J’ai été impressionné par le talent de l’autrice à développer à la fois l’identité propre et les questionnements et évolutions de la réflexion de son protagoniste (encore que l’on puisse se demander si la planète ne tient pas finalement ce premier rôle). Si le style lent, mais jamais laborieux, peut manquer de dynamisme, c’est en réalité un régal que de dérouler un processus de penser et de le voir se modifier lui-même, faire la place à de nouveaux concepts, plonger au plus profond de la raison et de ce qui fait l’identité et la résilience. Le tout en faisant parfaitement ressortir le côté parfois engourdi de son personnage.

Le dénouement m’a semblé parfait à postériori, mais m’a laissé sur ma faim à la lecture. Il est logique et marque l’aboutissement d’un processus de transformation (faute d’un meilleur mot qui pourrait trop en dire), sans pour autant prendre la forme d’un climax au sens apothéose. Mon seul regret : je ne dispose pas de la toile de fond nécessaire pour correctement saisir ce qu’est Canopus et quelle est son action. Chose que je corrigerai comme il se doit en lisant les autres opus et en commençant par le premier tome cette fois.
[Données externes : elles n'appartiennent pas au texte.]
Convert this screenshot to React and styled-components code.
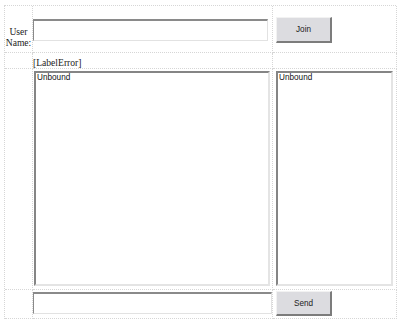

Commande sur un coup de tête, L’invention du représentant de la planète 8 s’est révélée être une jolie surprise en soi doublée de la découverte d’une autrice que j’apprécie d’ores et déjà beaucoup. Réservé sans doute à ceux qui peuvent apprécier son rythme particulier, c’est de toute façon un ouvrage qui révèle ses saveurs encore quelque temps après la lecture. Et qui se trouve d’ailleurs parfaitement à sa place dans le catalogue de La Volte.